Frequency table for each variables in each columns:

# Iterate through each column in the dataset
for (column_name in names(large_sales_data)) {
  
  # Check if the column is non-numeric (categorical)
  if (!is.numeric(large_sales_data[[column_name]])) {
    
    # Create a bar plot for categorical columns with red bars
    barplot(table(large_sales_data[[column_name]]), 
            main = paste("Bar Plot of", column_name),   # Set the title for each bar plot
            col = "red")                                # Set bar color to red
  }
}

Boxplots for all numeric columns:

Based on the summary of your dataset, the numeric variables (Units Sold, Unit Price, Unit Cost, Total Revenue, Total Cost, Total Profit) span a wide range of values with differing scales. For example, the Units Sold variable ranges from a minimum of 2 to a maximum of 10,000, while Total Revenue varies from 168 to 6,680,027.

Because of these differing scales, creating a boxplot for all variables at once may result in some variables dominating the plot, making it difficult to visualize the details of others.

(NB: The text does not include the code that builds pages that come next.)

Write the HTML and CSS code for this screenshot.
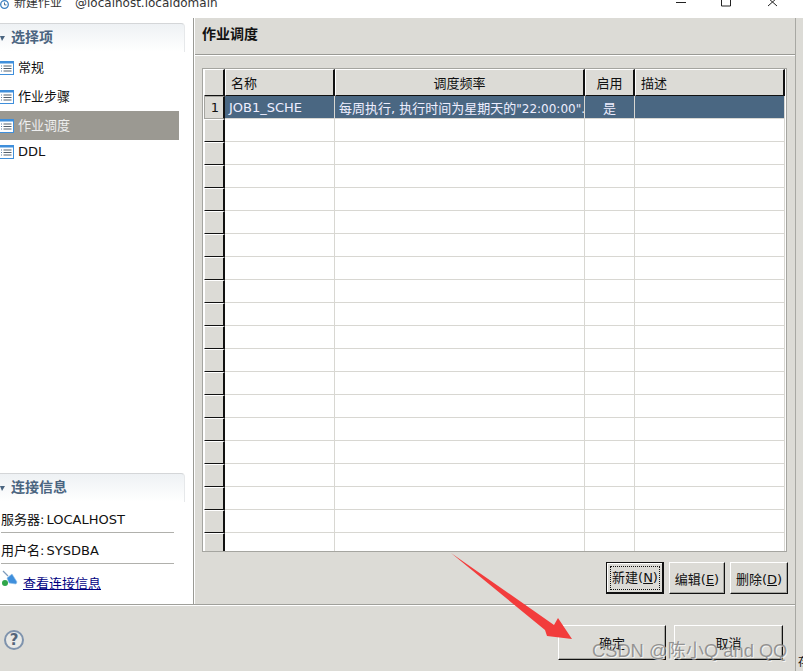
FILE: index.html
```html
<!DOCTYPE html>
<html lang="zh-CN">
	<head>
		<meta charset="UTF-8" />
		<title>新建作业</title>
		<link rel="stylesheet" href="styles.css">
	</head>
	<body>
		<svg class="defs" width="0" height="0">
			<symbol id="page-icon" viewBox="0 0 16 14">
				<rect x="0.5" y="0.5" width="15" height="13" fill="#fff" stroke="#3f8fdc"/>
				<rect x="1" y="1" width="14" height="1.5" fill="#3f8fdc"/>
				<path d="M3 5h1M3 7.5h1M3 10h1" stroke="#5a7fa8" fill="none"/>
				<path d="M5.5 5h8M5.5 7.5h8M5.5 10h8" stroke="#55606c" fill="none"/>
			</symbol>
		</svg>

		<!-- 标题栏 -->
		<div class="titlebar">
			<svg class="title-icon" width="9" height="10" viewBox="0 0 9 10">
				<circle cx="4.5" cy="4.5" r="3.8" fill="#fff" stroke="#3b7fc0" stroke-width="1.3"/>
				<path d="M4.5 2.5v2.4h2" stroke="#3b6f9f" fill="none"/>
			</svg>
			<span class="title-name">新建作业</span>
			<span class="title-host">@localhost.localdomain</span>
			<div class="win-controls">
				<svg width="103" height="10" viewBox="0 0 103 10">
					<path d="M0 2.5h10" stroke="#222" fill="none"/>
					<path d="M45.5 -3h9v9h-9z" stroke="#222" fill="none"/>
					<path d="M92 -2l9 8M101 -2l-9 8" stroke="#222" fill="none"/>
				</svg>
			</div>
		</div>

		<div class="window">
			<div class="main">
				<!-- 左侧：选择项 & 连接信息 -->
				<div class="sidebar">
					<div>
						<div class="section-head"><i class="twisty"></i>选择项</div>
						<ul class="nav">
							<li><svg class="nav-icon"><use href="#page-icon"/></svg>常规</li>
							<li><svg class="nav-icon"><use href="#page-icon"/></svg>作业步骤</li>
							<li class="active"><svg class="nav-icon"><use href="#page-icon"/></svg>作业调度</li>
							<li class="short"><svg class="nav-icon"><use href="#page-icon"/></svg>DDL</li>
						</ul>
					</div>
					<div>
						<div class="section-head info-head"><i class="twisty"></i>连接信息</div>
						<div class="info-row">服务器: LOCALHOST</div>
						<div class="info-row">用户名: SYSDBA</div>
						<div class="link-row">
							<svg width="18" height="18" viewBox="0 0 18 18">
								<path d="M2 2l5 5" stroke="#7f9cbc" stroke-width="1.2" fill="none"/>
								<path d="M6 9l5-4 5 8-1 2-7-1z" fill="#3f8fdc" stroke="#8fc0ea" stroke-width="0.6"/>
								<circle cx="4" cy="14" r="3" fill="#2fa64a"/>
							</svg>
							<a href="#">查看连接信息</a>
						</div>
					</div>
				</div>

				<!-- 右侧：作业调度 -->
				<div class="content">
					<div class="content-head">作业调度</div>
					<div class="content-body">
						<div class="grid-box">
							<table class="grid">
								<colgroup>
									<col class="c-no"><col class="c-name"><col class="c-freq"><col class="c-on"><col class="c-desc">
								</colgroup>
								<thead>
									<tr>
										<th></th>
										<th class="left">名称</th>
										<th>调度频率</th>
										<th>启用</th>
										<th class="left">描述</th>
									</tr>
								</thead>
								<tbody>
									<tr class="selected">
										<th>1</th>
										<td>JOB1_SCHE</td>
										<td>每周执行, 执行时间为星期天的<span class="num">"22:00:00".</span></td>
										<td class="center">是</td>
										<td></td>
									</tr>
									<tr><th></th><td></td><td></td><td></td><td></td></tr>
									<tr><th></th><td></td><td></td><td></td><td></td></tr>
									<tr><th></th><td></td><td></td><td></td><td></td></tr>
									<tr><th></th><td></td><td></td><td></td><td></td></tr>
									<tr><th></th><td></td><td></td><td></td><td></td></tr>
									<tr><th></th><td></td><td></td><td></td><td></td></tr>
									<tr><th></th><td></td><td></td><td></td><td></td></tr>
									<tr><th></th><td></td><td></td><td></td><td></td></tr>
									<tr><th></th><td></td><td></td><td></td><td></td></tr>
									<tr><th></th><td></td><td></td><td></td><td></td></tr>
									<tr><th></th><td></td><td></td><td></td><td></td></tr>
									<tr><th></th><td></td><td></td><td></td><td></td></tr>
									<tr><th></th><td></td><td></td><td></td><td></td></tr>
									<tr><th></th><td></td><td></td><td></td><td></td></tr>
									<tr><th></th><td></td><td></td><td></td><td></td></tr>
									<tr><th></th><td></td><td></td><td></td><td></td></tr>
									<tr><th></th><td></td><td></td><td></td><td></td></tr>
									<tr><th></th><td></td><td></td><td></td><td></td></tr>
									<tr><th></th><td></td><td></td><td></td><td></td></tr>
								</tbody>
							</table>
						</div>
						<div class="grid-actions">
							<button class="btn default"><span class="focus">新建(<u>N</u>)</span></button>
							<button class="btn edit">编辑(<u>E</u>)</button>
							<button class="btn del">删除(<u>D</u>)</button>
						</div>
					</div>
				</div>
			</div>

			<div class="footer">
				<span class="help">?</span>
				<div class="footer-actions">
					<button class="btn wide">确定</button>
					<button class="btn wide">取消</button>
				</div>
			</div>
		</div>

		<!-- 截图上的标注 -->
		<svg class="arrow" width="140" height="100" viewBox="445 548 140 100">
			<polygon points="451,553 554,625 558,618 572,639 547,636 545,630" fill="#f23c3c"/>
		</svg>
		<div class="watermark">CSDN @陈小Q and QQ</div>
		<div class="corner-char">存</div>
	</body>
</html>
```

FILE: styles.css
```css
* {
	box-sizing: border-box;
}
html,
body {
	height: 100%;
}
body {
	position: relative;
	margin: 0;
	overflow: hidden;
	background: #dcdbd6;
	color: #111;
	font-family: "DejaVu Sans", "Noto Sans CJK SC", sans-serif;
	font-size: 13px;
}
.defs {
	position: absolute;
}

/* 标题栏 */
.titlebar {
	display: flex;
	height: 18px;
	background: #fff;
	overflow: hidden;
	line-height: 14px;
	font-size: 12px;
	color: #333;
}
.title-icon {
	flex: none;
	margin: 0 5px 0 0;
}
.title-name {
	margin-top: -4px;
	width: 61px;
	flex: none;
}
.title-host {
	margin-top: -4px;
	flex: none;
}
.win-controls {
	margin-left: auto;
	margin-right: 24px;
	line-height: 0;
}

.window {
	width: 796px;
	height: 653px;
	border-right: 1px solid #a8a8a3;
}
.main {
	display: flex;
	height: 587px;
	border-bottom: 1px solid #a0a09b;
}

/* 左侧 */
.sidebar {
	flex: none;
	width: 193px;
	padding-top: 5px;
	padding-bottom: 7px;
	background: #fff;
	display: flex;
	flex-direction: column;
	justify-content: space-between;
}
.section-head {
	position: relative;
	width: 185px;
	height: 29px;
	margin-bottom: 1px;
	padding-left: 11px;
	border-top: 1px solid #d4d6d8;
	border-right: 1px solid #e6e8ea;
	border-top-right-radius: 4px;
	background: linear-gradient(#eef1f4, #fff);
	color: #4a6480;
	font-size: 14px;
	font-weight: bold;
	line-height: 27px;
}
.info-head {
	margin-bottom: 0;
}
.twisty {
	position: absolute;
	left: 0;
	top: 12px;
	border-top: 5px solid #4a6480;
	border-left: 2px solid transparent;
	border-right: 3px solid transparent;
}
.nav {
	list-style: none;
	margin: 0;
	padding: 0;
	width: 179px;
}
.nav li {
	display: flex;
	align-items: center;
	height: 29px;
	line-height: 31px;
}
.nav li.short {
	height: 23px;
	line-height: 25px;
}
.nav li.active {
	background: #9b9992;
	color: #eee;
}
.nav-icon {
	flex: none;
	width: 16px;
	height: 14px;
	margin-left: -2px;
	margin-right: 4px;
}
.info-row {
	width: 173px;
	margin-left: 1px;
	height: 31px;
	line-height: 36px;
	word-spacing: -2px;
	border-bottom: 1px solid #b0b0ac;
}
.link-row {
	display: flex;
	align-items: center;
	height: 33px;
	padding-left: 1px;
	padding-top: 3px;
}
.link-row svg {
	margin-right: 4px;
	margin-top: -8px;
}
.link-row a {
	color: #00007f;
	font-size: 13px;
}

/* 右侧 */
.content {
	flex: 1;
	border-left: 1px solid #9a9a95;
	box-shadow: inset 1px 0 0 #fff;
	background: #dcdbd6;
}
.content-head {
	height: 37px;
	margin-left: 1px;
	padding-left: 7px;
	border-bottom: 1px solid #9a9a95;
	font-size: 14px;
	font-weight: bold;
	line-height: 32px;
}
.content-body {
	padding: 12px 0 0 7px;
	border-top: 1px solid #fff;
	margin-left: 1px;
}
.grid-box {
	width: 585px;
	height: 484px;
	padding: 0 1px;
	border: 1px solid #a5a5a0;
	background: #fff;
	overflow: hidden;
}
.grid {
	table-layout: fixed;
	border-collapse: separate;
	border-spacing: 0;
	width: 581px;
}
.c-no { width: 21px; }
.c-name { width: 110px; }
.c-freq { width: 250px; }
.c-on { width: 50px; }
.c-desc { width: 150px; }

.grid thead th {
	height: 27px;
	padding: 0 5px;
	background: #dcdbd6;
	border-top: 1px solid #fff;
	border-left: 1px solid #fff;
	border-right: 2px solid #111;
	border-bottom: 1px solid #111;
	font-weight: normal;
	text-align: center;
}
.grid thead th.left {
	text-align: left;
}
.grid tbody tr {
	height: 23px;
}
.grid tbody th {
	padding: 0;
	background: #dcdbd6;
	border-top: 1px solid #fff;
	border-left: 1px solid #fff;
	border-right: 2px solid #111;
	border-bottom: 1px solid #111;
	font-weight: normal;
}
.grid td {
	padding: 0 0 0 4px;
	border-right: 1px solid #d8d7d2;
	border-bottom: 1px solid #d8d7d2;
	white-space: nowrap;
	overflow: hidden;
}
.grid td.center {
	text-align: center;
	padding: 0;
}
.grid .num {
	font-size: 12px;
}
.grid .selected td {
	background: #4a6782;
	color: #eef;
}
.grid .selected th {
	border: 1px solid #a5a5a0;
	border-right: 2px solid #111;
	text-align: right;
	padding-right: 4px;
}

/* 按钮 */
.grid-actions {
	display: flex;
	justify-content: flex-end;
	gap: 5px;
	width: 586px;
	margin-top: 10px;
}
.btn {
	padding: 0;
	background: #dcdbd6;
	border: 1px solid #fff;
	border-right-color: #111;
	border-bottom-color: #111;
	box-shadow: inset -1px -1px 0 #a5a5a0;
	color: #111;
	font-family: inherit;
	font-size: 13px;
	height: 32px;
	width: 56px;
}
.btn.default {
	width: 58px;
	border: 1px solid #111;
	border-right-width: 2px;
	border-bottom-width: 2px;
	box-shadow: inset 1px 1px 0 #fff;
}
.btn.del {
	width: 58px;
}
.focus {
	display: block;
	margin: 3px 2px 2px 3px;
	line-height: 22px;
	border: 1px dotted #111;
}
.btn.wide {
	width: 108px;
	height: 35px;
}
.btn.wide + .btn.wide {
	width: 109px;
}

/* 底部 */
.footer {
	display: flex;
	align-items: flex-start;
	justify-content: space-between;
	height: 65px;
	border-top: 1px solid #fff;
	padding: 19px 12px 0 4px;
}
.help {
	width: 20px;
	height: 20px;
	margin-top: 5px;
	border: 2px solid #7f93ad;
	border-radius: 50%;
	background: #e9e9e6;
	color: #55657a;
	font-size: 15px;
	font-weight: bold;
	line-height: 16px;
	text-align: center;
}
.footer-actions {
	display: flex;
	gap: 8px;
}

/* 标注 */
.arrow {
	position: absolute;
	left: 445px;
	top: 548px;
}
.watermark {
	position: absolute;
	left: 592px;
	top: 640px;
	color: rgba(120, 120, 120, 0.75);
	font-size: 18.3px;
	line-height: 22px;
	white-space: nowrap;
	text-shadow: 1px 1px 0 rgba(255, 255, 255, 0.7);
	font-family: "Liberation Sans", "Noto Sans CJK SC", sans-serif;
}
.corner-char {
	position: absolute;
	left: 798px;
	top: 656px;
	font-size: 11px;
	line-height: 14px;
}
```
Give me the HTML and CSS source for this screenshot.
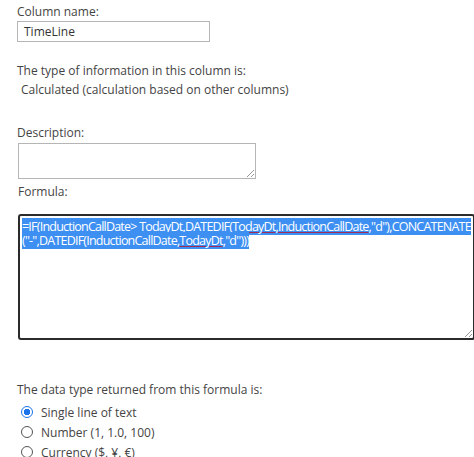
FILE: index.html
```html
<!DOCTYPE html>
<html lang="en">
<head>
  <meta charset="UTF-8">
  <title>Edit Column</title>
  <link rel="stylesheet" href="styles.css">
</head>
<body>
  <div class="form">
    <div class="label">Column name:</div>
    <div class="input">TimeLine</div>

    <div class="label type-label">The type of information in this column is:</div>
    <div class="value">Calculated (calculation based on other columns)</div>

    <div class="label desc-label">Description:</div>
    <div class="desc-box"><span class="grip"></span></div>

    <div class="label formula-label">Formula:</div>
    <div class="formula-box">
      <div class="formula-text"><span class="sel">=IF(<u>InductionCallDate</u>&gt; <u>TodayDt</u>,DATEDIF(<u>TodayDt</u>,<u>InductionCallDate</u>,"d"),CONCATENATE</span><br><span class="sel">("-",DATEDIF(InductionCallDate,<u>TodayDt</u>,"d")))</span></div>
      <span class="grip"></span>
    </div>

    <div class="label return-label">The data type returned from this formula is:</div>
    <div class="radio-list">
      <div class="radio-row"><span class="radio checked"></span>Single line of text</div>
      <div class="radio-row"><span class="radio"></span>Number (1, 1.0, 100)</div>
      <div class="radio-row"><span class="radio"></span>Currency ($, ¥, €)</div>
    </div>
  </div>
</body>
</html>
```

FILE: styles.css
```css
body {
  margin: 0;
  padding: 0;
  background-color: #fff;
  font-family: "Open Sans", "Noto Sans", sans-serif;
  font-size: 12px;
  color: #444;
  overflow: hidden;
}

.form {
  padding: 4px 0 0 17px;
}

.label {
  line-height: 16px;
}

.input {
  width: 185px;
  height: 19px;
  margin-top: 1px;
  border: 1px solid #b5b5b5;
  padding-left: 6px;
  line-height: 19px;
  color: #333;
}

.type-label {
  margin-top: 21px;
}

.value {
  margin-top: 3px;
  padding-left: 4px;
  line-height: 16px;
}

.desc-label {
  margin-top: 27px;
}

.desc-box {
  position: relative;
  width: 236px;
  height: 34px;
  margin: 2px 0 0 1px;
  border: 1px solid #b5b5b5;
}

.formula-label {
  margin-top: 5px;
  padding-left: 1px;
}

.formula-box {
  position: relative;
  width: 451px;
  height: 118px;
  margin: 14px 0 0 1px;
  border: 2px solid #2b2b2b;
  border-radius: 3px;
  padding: 4px 0 0 2px;
  box-sizing: content-box;
  overflow: hidden;
}

.formula-text {
  font-size: 12.5px;
  letter-spacing: -0.78px;
  line-height: 14px;
  color: #fff;
  white-space: nowrap;
}

.sel {
  background-color: #3d8ff2;
}

.sel u {
  text-decoration: underline solid #9b2c5c;
  text-decoration-thickness: 1px;
  text-underline-offset: 1px;
}

.grip {
  position: absolute;
  right: 1px;
  bottom: 1px;
  width: 7px;
  height: 7px;
  background: linear-gradient(135deg, transparent 45%, #999 45%, #999 52%, transparent 52%, transparent 72%, #999 72%, #999 80%, transparent 80%);
}

.return-label {
  margin-top: 42px;
}

.radio-list {
  margin-top: 4px;
  padding-left: 4px;
}

.radio-row {
  display: flex;
  align-items: center;
  gap: 8px;
  height: 20px;
}

.radio {
  width: 10px;
  height: 10px;
  border: 1px solid #555;
  border-radius: 50%;
  box-sizing: content-box;
}

.radio.checked {
  border-color: #1a73e8;
  background: radial-gradient(circle, #1a73e8 0 3px, #fff 3.5px);
}
```
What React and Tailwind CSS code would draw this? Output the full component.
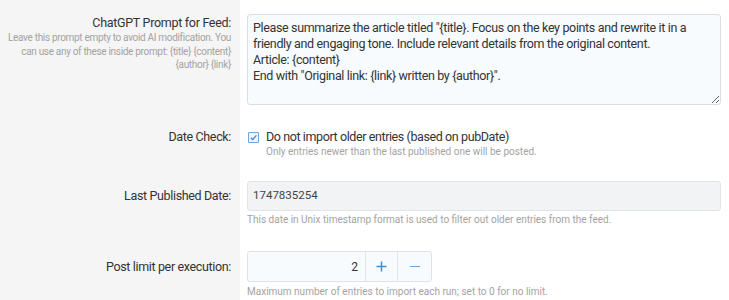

To address this, normalizing or scaling the variables could bring them to a similar range, improving the overall clarity and comparability of the boxplot

# Select the relevant numeric columns from the dataset for scaling
scaled_df <- large_sales_data[, c("Units.Sold", "Unit.Price", "Unit.Cost", "Total.Revenue", "Total.Cost", "Total.Profit")]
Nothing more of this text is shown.